Attempts to re-open the public counter of a rural town’s police station with volunteers have finally been abandoned, though senior officers are planning ‘pop-up’ events to take officers into remote villages where residents rarely have contact with the force.
South Yorkshire Police closed Penistone police station as a cost saving measure when austerity cuts began to take hold, with officers and then PCSOs moved out to centralised units closer to the centre of Barnsley.
Since then, police staff have again begun to use the building as a base, but it has remained closed to the public.
It had been suggested to Chief Constable Stephen Watson that volunteers could be used to provide public access for at least part of the week and that idea had remained under investigation for some time.
However, it has now been confirmed that insurance and other complications mean it is not viable to put public volunteers to work at that venue.
Coun Dave Griffin had been among those pursuing the idea and he said it may still be possible to create a similar arrangement, using an alternative public building in the town.
But while those plans remain under discussion, residents have been told of plans for police to get out into the villages which surround Penistone with ‘pop up’ stations, to make police available to those who would otherwise be unlikely to have direct contact.
The idea has drawn criticism, however, after being announced at a public community safety meeting.
Some of those attending questioned the sense of operating the Penistone station, which costs £14,000 a year to maintain, while sending officers out to fulfil a similar function in surrounding villages.
Neighbourhoods police Insp Andrew Norton responded to that, saying: “I think pop up police stations, going out into the community, are a good idea.
“To be blunt, there are certain sections which will criticise whatever we do.
“I think there has to be a move away from continual criticism of police. We want to move forwards. We are asking where you want us and when you want us. Cops want to work with you.
“There are no plans to re-open the police station as a response base or inquiry desk.
“What we are doing is pushing out into the community.

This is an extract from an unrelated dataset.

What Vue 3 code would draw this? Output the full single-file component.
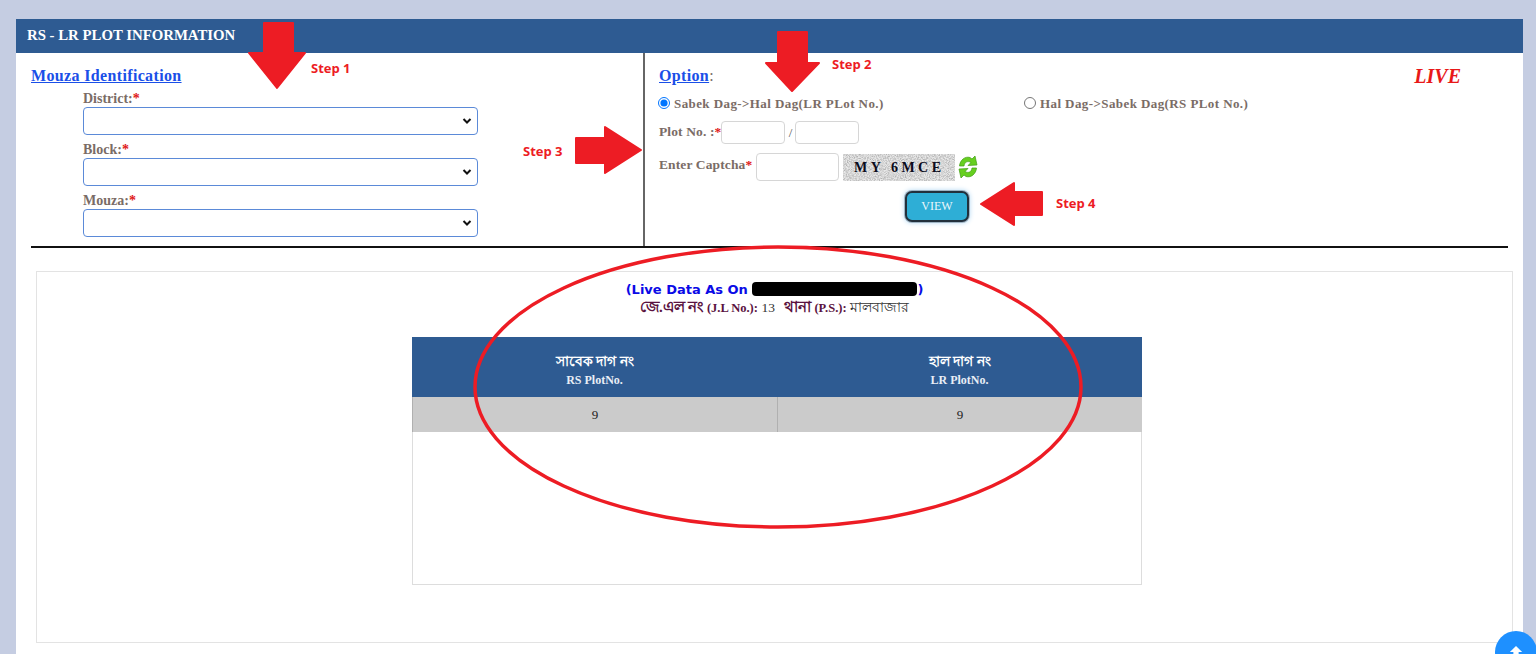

If there is cynicism out there, that is for us to address.”
The public meeting was attended by South Yorkshire’s Police and Crime Commissioner, Dr Alan Billings, who confirmed it was “very unlikely” that Penistone police station would re-open to the public.
“When I came in as Police and Crime Commissioner, they had a list of stations they were probably going to close,” he said, “Penistone was one of them.”
“I remember going to a meeting where people were saying very strongly they recognised the force was stretched and keeping the police station open cost a lot of money, but could we at least keep the building and have officers coming and going.
“That is what happened. I think that is the right thing to do.
“We had a look last year at whether we could use volunteers. It hit all sorts of problems. We are looking at an alternative. Coun Griffin has suggested it, maybe other places where police officers and volunteers can be present. We will have to look at that.
“To use volunteers in that way would be really good,” he said.